The Code I have now just brute forces it and is wildly inefficient in both memory and execution time. Even though it's fun to use classes, it seems like there would be a better way to do it.

def max_meetings(meetings):
    '''
    Return the maximum number of non overlapping meeting that I can attend

    input:
        meetings - A list of lists. the inner list contains 2 values, the start
            time[0] and the end time[1].

    returns:
        total - The total number of non overlapping meetings that I can attend.
    '''

    num_meetings = len(meetings)
    assert (num_meetings <= 100)

    appt_obj = [Appt(o) for o in meetings]

    total = 0
    for appt in appt_obj:
        schedule = Schedule()
        schedule.add_meeting(appt)
        counter = 0
        for comp_appt in appt_obj:
            counter += 1
            schedule.add_meeting(comp_appt)
            # If there isnt a chance, break to save some time
            if ((num_meetings - counter) < (total - schedule.meetings)):
                break

        if schedule.meetings > total:
            total = schedule.meetings

    return total


class Schedule:
    '''
    A class to hold my entire schedule. Can add
    appointments
    '''
    def __init__(self):
        self.times = set()
        self.meetings = 0

    def add_meeting(self, appt):
        points = range(appt.start, appt.end)
        if any(x in self.times for x in points):
            pass
        else:
            # This for loop also seems unnecessary
            for p in points:
                self.times.add(p)
            self.meetings += 1


class Appt:
    '''
    A class for an appointment
    '''

    def __init__(self, meeting):
        assert (meeting[0] >= 0)
        assert (meeting[1] <= 1000000)
        self.start = meeting[0]
        self.end = meeting[1]

Answer 1

Classes are often slightly slower-running but easier to understand; the problem in your code is not the classes, it's a poor algorithm (you could write a super-optimized machine-code bubblesort and it would still be slow).
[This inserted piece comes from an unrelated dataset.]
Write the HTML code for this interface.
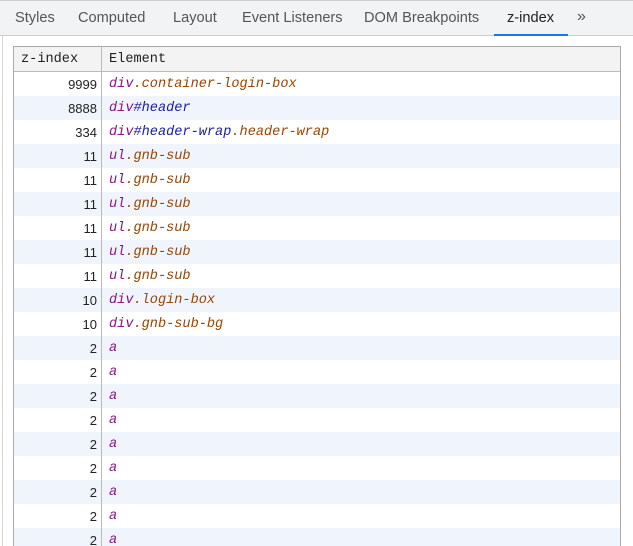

This problem is ideally suited to dynamic programming:

• sort all of your meetings in ascending order by end time

• maintain a list of end-times like lst[n] = t where n is the number of meetings and t is the earliest end-time by which that is possible. Let lst[0] = float("-inf") as a no-meeting placeholder.

• to insert a meeting, find the lowest n such that lst[n] <= start, then if lst[n + 1] does not exist or is greater than end let lst[n + 1] = end.
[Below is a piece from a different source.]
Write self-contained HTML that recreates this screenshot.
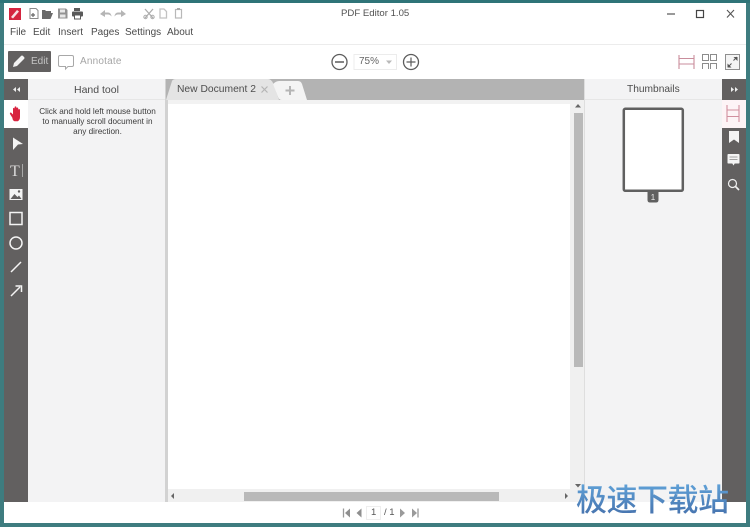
<!DOCTYPE html>
<html>
<head>
<meta charset="utf-8">
<style>
html,body{margin:0;padding:0;width:750px;height:527px;overflow:hidden;background:#3e7c7f;}
body{position:relative;font-family:"Liberation Sans","Noto Sans CJK SC",sans-serif;color:#444;}
#w{position:absolute;left:0;top:0;width:750px;height:527px;overflow:hidden;background:#3e7c7f;filter:blur(0.35px);}
.a{position:absolute;}
.t{position:absolute;white-space:nowrap;font-size:10px;line-height:12px;color:#4a4a4a;}
svg{position:absolute;left:0;top:0;}
</style>
</head>
<body>
<div id="w">
<div class="a" style="left:0;top:0;width:750px;height:3px;background:#2f7478"></div>
<div class="a" style="left:4px;top:3px;width:742px;height:520px;background:#fff"></div>
<div class="a" style="left:4px;top:44px;width:742px;height:1px;background:#ececec"></div>

<!-- panels -->
<div class="a" style="left:4px;top:79px;width:24px;height:423px;background:#626060"></div>
<div class="a" style="left:4px;top:100px;width:24px;height:28px;background:#fff"></div>
<div class="a" style="left:28px;top:79px;width:138px;height:423px;background:#f3f3f4"></div>
<div class="a" style="left:28px;top:99px;width:138px;height:1px;background:#e6e6e6"></div>
<div class="a" style="left:165px;top:79px;width:3px;height:423px;background:#d2d2d2"></div>
<div class="a" style="left:166px;top:79px;width:418px;height:21px;background:#b3b3b3"></div>
<div class="a" style="left:168px;top:100px;width:403px;height:389px;background:#fff"></div>
<div class="a" style="left:168px;top:100px;width:416px;height:4px;background:#f2f2f2"></div>
<div class="a" style="left:168px;top:104px;width:402px;height:385px;background:#fff"></div>
<div class="a" style="left:570px;top:100px;width:14px;height:402px;background:#f0f0f0"></div>
<div class="a" style="left:574px;top:113px;width:9px;height:254px;background:#b9b9b9"></div>
<div class="a" style="left:168px;top:489px;width:402px;height:13px;background:#f0f0f0"></div>
<div class="a" style="left:244px;top:492px;width:255px;height:9px;background:#b9b9b9"></div>
<div class="a" style="left:584px;top:79px;width:138px;height:423px;background:#f3f3f4"></div>
<div class="a" style="left:584px;top:79px;width:1px;height:423px;background:#dedede"></div>
<div class="a" style="left:585px;top:99px;width:137px;height:1px;background:#e6e6e6"></div>
<div class="a" style="left:722px;top:79px;width:24px;height:423px;background:#626060"></div>
<div class="a" style="left:722px;top:100px;width:24px;height:28px;background:#fdf4f6"></div>

<!-- edit button -->
<div class="a" style="left:8px;top:51px;width:43px;height:21px;background:#626060;border-radius:1px"></div>

<svg width="750" height="527" viewBox="0 0 750 527">
  <!-- tabs -->
  <path d="M166 100 L172 81 Q173 79 176 79 L268 79 Q271 79 273 83 L279 100 Z" fill="#e4e4e4"/>
  <path d="M273 84 Q276 81 279 81 L298 81 Q301 81 302 84 L307 100 L282 100 Q279 100 278 97 Z" fill="#f4f4f4"/>
  <path d="M261.500 86.500 l6 6 M267.500 86.500 l-6 6" stroke="#b5b5b5" stroke-width="1.200"/>
  <path d="M290 86 v9 M285.500 90.500 h9" stroke="#b5b5b5" stroke-width="2"/>

  <!-- logo -->
  <rect x="9" y="8" width="12" height="12" fill="#d4243f"/>
  <path d="M11 17 l6 -7 l2 1.500 l-6 7 z" fill="#f7dfe3"/>
  <!-- file icons -->
  <path d="M30 8.500 h6 l2 2 v8 h-8 z" fill="none" stroke="#8a8a8a" stroke-width="1"/>
  <path d="M31 15 h4 M33 13 v4" stroke="#666" stroke-width="1.200"/>
  <path d="M42 19 v-9 h3 l1 1 h5 v2 h2 l-2.500 6 z" fill="#6a6a6a"/>
  <path d="M58 8.500 h8 l1.500 1.500 v8.500 h-9.500 z" fill="#939393"/>
  <rect x="60" y="9.500" width="5" height="3" fill="#e8e8e8"/><rect x="60" y="14.500" width="5.500" height="3" fill="#e8e8e8"/>
  <rect x="74" y="8" width="6" height="3" fill="#5a5a5a"/>
  <rect x="72" y="11.500" width="11" height="5" rx="1" fill="#5a5a5a"/>
  <rect x="74.500" y="15" width="6" height="4" fill="#fff" stroke="#5a5a5a"/>
  <!-- undo redo -->
  <path d="M100 14 l5 -4 v2.500 h3 q3 0 3.500 4 q-1.500 -2 -3.500 -2 h-3 v2.500 z" fill="#b5b5b5"/>
  <path d="M126 14 l-5 -4 v2.500 h-3 q-3 0 -3.500 4 q1.500 -2 3.500 -2 h3 v2.500 z" fill="#b5b5b5"/>
  <!-- cut copy paste -->
  <path d="M145 9 l8 9 M153 9 l-8 9" stroke="#adadad" stroke-width="1.300"/>
  <circle cx="145.500" cy="17" r="1.700" fill="none" stroke="#adadad"/><circle cx="152.500" cy="17" r="1.700" fill="none" stroke="#adadad"/>
  <path d="M160 9 h4 l2.500 2.500 v6.500 h-6.500 z" fill="none" stroke="#c2c2c2" stroke-width="1.300"/>
  <rect x="175.500" y="9.500" width="6" height="8.500" fill="none" stroke="#b8b8b8" stroke-width="1.200"/>
  <rect x="177" y="8" width="3" height="2" fill="#aaa"/>

  <!-- window controls -->
  <path d="M667 14 h8" stroke="#555" stroke-width="1.200"/>
  <rect x="696.500" y="10.500" width="7" height="7" fill="none" stroke="#444" stroke-width="1.200"/>
  <path d="M727 10 l7 7.500 M734 10 l-7 7.500" stroke="#555" stroke-width="1.100"/>

  <!-- pencil -->
  <path d="M13 67 l1 -4 l7 -7 q1 -1 2 0 l1 1 q1 1 0 2 l-7 7 z" fill="#f3f3f3"/>
  <!-- annotate bubble -->
  <path d="M60 55.500 h12 q1.500 0 1.500 1.500 v8 q0 1.500 -1.500 1.500 h-4 l-2.500 2.500 v-2.500 h-5.500 q-1.500 0 -1.500 -1.500 v-8 q0 -1.500 1.500 -1.500 z" fill="none" stroke="#a8a8a8" stroke-width="1"/>

  <!-- zoom -->
  <circle cx="339.500" cy="62" r="7.500" fill="none" stroke="#5c5c5c" stroke-width="1.300"/>
  <path d="M335 62 h9" stroke="#5c5c5c" stroke-width="1.500"/>
  <circle cx="411" cy="62" r="7.500" fill="none" stroke="#5c5c5c" stroke-width="1.300"/>
  <path d="M411 57.500 v9 M406.500 62 h9" stroke="#5c5c5c" stroke-width="1.200"/>
  <rect x="354" y="54.500" width="42.500" height="15" fill="#fff" stroke="#ececec"/>
  <path d="M386 60.500 h6 l-3 3.500 z" fill="#b9b9b9"/>

  <!-- view icons -->
  <path d="M679 55 v14 M694 55 v14 M679 58.500 h15 M679 64 h15" stroke="#c98d9c" stroke-width="1.100" fill="none"/>
  <rect x="702.500" y="54.500" width="6" height="6" fill="none" stroke="#8c8c8c"/>
  <rect x="710.500" y="54.500" width="6" height="6" fill="none" stroke="#8c8c8c"/>
  <path d="M702.500 69 v-5.500 h6 v5.500 M710.500 69 v-5.500 h6 v5.500" fill="none" stroke="#8c8c8c"/>
  <rect x="725.500" y="54.500" width="14" height="15" fill="#f4f4f4" stroke="#8f8f8f"/>
  <path d="M728 67 l3.500 -3.500 M737 57 l-3.500 3.500" stroke="#555" stroke-width="1"/>
  <path d="M727.500 63.500 v4 h4 z M737.500 61 v-4 h-4 z" fill="#555"/>

  <!-- collapse arrows -->
  <path d="M16 87 l-3 2.500 l3 2.500 z M20 87 l-3 2.500 l3 2.500 z" fill="#eee"/>
  <path d="M731 87 l3 2.500 l-3 2.500 z M735 87 l3 2.500 l-3 2.500 z" fill="#eee"/>

  <!-- hand -->
  <path d="M12.500 118 l-2.500 -4 q-0.500 -1.500 1 -1.500 l2 2 v-6 q0.800 -1.200 1.600 0 v-1.500 q0.900 -1.200 1.800 0 v1 q1 -1 1.800 0 v1.500 q0.900 -0.800 1.800 0 v7.500 q0 3 -2.200 4.200 h-3.300 q-1.500 -0.500 -2 -2.200 z" fill="#d8233f"/>
  <!-- tools -->
  <path d="M13 137.500 l10 6.500 l-5 0.500 l-5 5.500 z" fill="#f4f4f4"/>
  <text x="10" y="176" font-family="Liberation Serif" font-size="16" fill="#d9d9d9">T</text>
  <path d="M22.500 164 v13" stroke="#a8a8a8" stroke-width="1"/>
  <rect x="9.500" y="189" width="13" height="11" fill="#f4f4f4"/>
  <path d="M10.500 199 l4 -5 l3 3 l1.500 -1.500 l2.500 3.500 z" fill="#626060"/>
  <circle cx="19" cy="191.500" r="1.200" fill="#626060"/>
  <rect x="10" y="212.500" width="12" height="12" fill="none" stroke="#f4f4f4" stroke-width="1.500"/>
  <circle cx="16" cy="243" r="6" fill="none" stroke="#f4f4f4" stroke-width="1.500"/>
  <path d="M11 272 l10 -10" stroke="#f4f4f4" stroke-width="1.500"/>
  <path d="M11 296 l9 -9" stroke="#f4f4f4" stroke-width="1.500"/>
  <path d="M15.500 286 h6 v6" fill="none" stroke="#f4f4f4" stroke-width="1.500"/>

  <!-- right sidebar icons -->
  <path d="M727 105 v17 M739 105 v17 M727 110 h12 M727 116.500 h12" stroke="#d1909f" stroke-width="1.100" fill="none"/>
  <path d="M729 131 h10 v12 l-5 -3.500 l-5 3.500 z" fill="#f4f4f4"/>
  <rect x="727.500" y="154" width="12" height="9.500" rx="0.800" fill="#f4f4f4"/>
  <path d="M732 163 l1.500 2.500 l1.500 -2.500 z" fill="#f4f4f4"/>
  <path d="M729.500 157 h8 M729.500 159.500 h8" stroke="#888" stroke-width="0.800"/>
  <circle cx="732.500" cy="183.500" r="4" fill="none" stroke="#f0f0f0" stroke-width="1.200"/>
  <path d="M735.500 186.500 l3.500 3.500" stroke="#f0f0f0" stroke-width="1.700"/>

  <!-- thumbnail -->
  <rect x="623.800" y="108.800" width="59" height="82" rx="1.500" fill="#fff" stroke="#606060" stroke-width="2.500"/>
  <path d="M647.500 192 h11 v8 q0 2.500 -2.500 2.500 h-6 q-2.500 0 -2.500 -2.500 z" fill="#606060"/>

  <!-- scroll arrows -->
  <path d="M575 107.500 h6 l-3 -3.500 z" fill="#666"/>
  <path d="M575 484 h6 l-3 3.500 z" fill="#666"/>
  <path d="M174 493 v6 l-3 -3 z" fill="#666"/>
  <path d="M565 493 v6 l3 -3 z" fill="#666"/>

  <!-- pager -->
  <path d="M343.500 508.500 v9" stroke="#999" stroke-width="1.300"/>
  <path d="M350 508.500 v9 l-5 -4.500 z" fill="#8f8f8f"/>
  <path d="M361.500 508.500 v9 l-5 -4.500 z" fill="#8f8f8f"/>
  <rect x="366.500" y="506.500" width="14" height="13" fill="#fff" stroke="#eee"/>
  <path d="M400 508.500 v9 l5 -4.500 z" fill="#9a9a9a"/>
  <path d="M412 508.500 v9 l5 -4.500 z" fill="#9a9a9a"/>
  <path d="M418 508.500 v9" stroke="#999" stroke-width="1.300"/>
</svg>

<!-- text -->
<div class="t" style="left:341px;top:8px;font-size:9.600px;color:#505050">PDF Editor 1.05</div>
<div class="t" style="left:10px;top:27px">File</div>
<div class="t" style="left:33px;top:27px">Edit</div>
<div class="t" style="left:58px;top:27px">Insert</div>
<div class="t" style="left:91px;top:27px">Pages</div>
<div class="t" style="left:125px;top:27px">Settings</div>
<div class="t" style="left:167px;top:27px">About</div>
<div class="t" style="left:31px;top:56px;color:#c4c4c4">Edit</div>
<div class="t" style="left:80px;top:56px;color:#a5a5a5;letter-spacing:.2px">Annotate</div>
<div class="t" style="left:359px;top:56px;color:#666">75%</div>
<div class="t" style="left:74px;top:84px;color:#4d4d4d;font-size:10.500px">Hand tool</div>
<div class="t" style="left:177px;top:84px;color:#4d4d4d;font-size:10.300px">New Document 2</div>
<div class="t" style="left:627px;top:84px;color:#4d4d4d;font-size:10.200px">Thumbnails</div>
<div class="t" style="left:29px;top:107px;width:137px;text-align:center;font-size:8.200px;line-height:10px;color:#3b3b3b;white-space:normal">Click and hold left mouse button<br>to manually scroll document in<br>any direction.</div>
<div class="t" style="left:647px;top:192px;width:12px;text-align:center;font-size:8px;line-height:11px;color:#eee">1</div>
<div class="t" style="left:371px;top:507px;color:#555;font-size:9.500px">1</div>
<div class="t" style="left:384px;top:507px;color:#555;font-size:9.500px">/ 1</div>

<!-- watermark -->
<div class="a" style="left:576px;top:480px;white-space:nowrap;font-family:'Noto Sans CJK SC','WenQuanYi Zen Hei',sans-serif;font-size:31px;line-height:36px;font-weight:500;letter-spacing:-0.500px;color:#5a91c4;background:linear-gradient(#62a6dc,#4672ad);-webkit-background-clip:text;background-clip:text;-webkit-text-fill-color:transparent">极速下载站</div>
</div>
</body>
</html>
• when you are finished, the maximum number of meetings is len(lst) - 1.

---

Based on your example,

meetings = [[0, 1], [1, 2], [2, 3], [3, 5], [4, 5]]

you should end up with

lst = [-inf, 1, 2, 3, 5]

which should be read as "it is possible to have at most 1 meeting ending by 1, at most 2 meetings ending by 2, at most 3 meetings ending by 3, and at most 4 meetings ending by 5".
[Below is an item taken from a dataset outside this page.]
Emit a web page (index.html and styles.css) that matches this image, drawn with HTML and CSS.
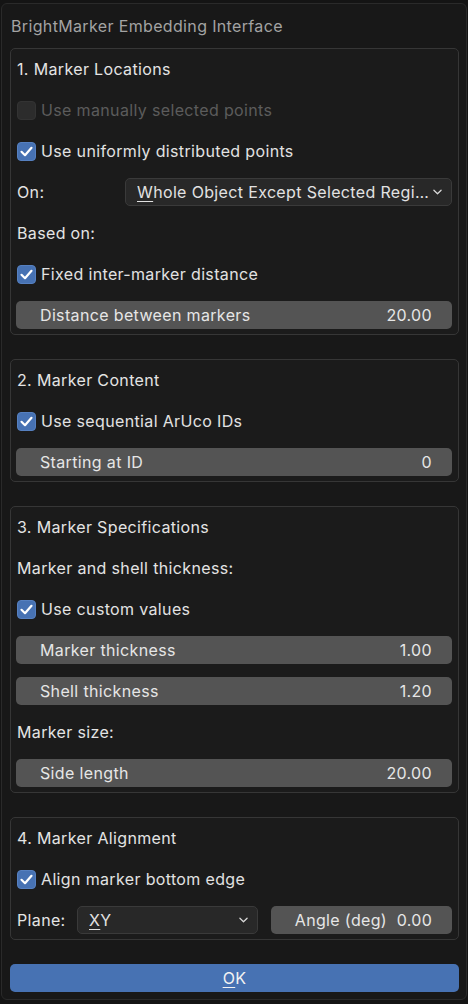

Note that this does not tell you which combination of meetings give that result, or how many such combinations are possible - only that at least one such combination exists.

---

Edit: try the following:

from bisect import bisect

class Meeting:
    # save about 500 bytes of memory
    #  by not having a __dict__
    __slots__ = ("start", "end")

    def __init__(self, start, end):
        self.start = start
        self.end = end

    def __lt__(self, other):
        return self.end < other.end

def max_meetings(meetings):
    meetings.sort()    # Meeting.__lt__ provides a natural sort order by meeting.end

    # -1 is just a "lower than any actual time" gatepost value
    lst = [-1]

    for m in meetings:
        # find the longest chain of meetings which this meeting can follow
        i = bisect(lst, m.start)

        if i == len(lst):
            # new most-meetings value
            lst.append(m.end)
        elif m.end < lst[i]:
            # new earliest finish-time for 
            lst[i] = m.end

    # what is the most meetings we can attend?
    # print(lst)
    return len(lst) - 1

which runs like

meetings = [
    Meeting(0, 1),
    Meeting(1, 2),
    Meeting(2, 3),
    Meeting(3, 5),
    Meeting(4, 5)
]

print(max_meetings(meetings))   # => 4

Answer 2

How about removing an item from the original list in iterations and then only check against those left:

def overlaps(one, other):
    if one[0] <= other[0] and other[1] <= one[1]:
        return True
    if other[0] <= one[0] and one[1] <= other[1]:
        return True
    else:
        return False

def max_meetings(slots):
    unique = 0
    while len(slots) > 0:
        meeting = slots.pop(0)
        for slot in slots:
            if overlaps(meeting, slot):
                break
        else:
            unique +=1
    return unique

meetings = [[0, 1], [1, 2], [2, 3], [3, 5], [4, 5]]
print(max_meetings(meetings))

If there are edge-cases that overlaps didn't cover, then you can extend the logic with ease because it is neatly decoupled in seperate functions.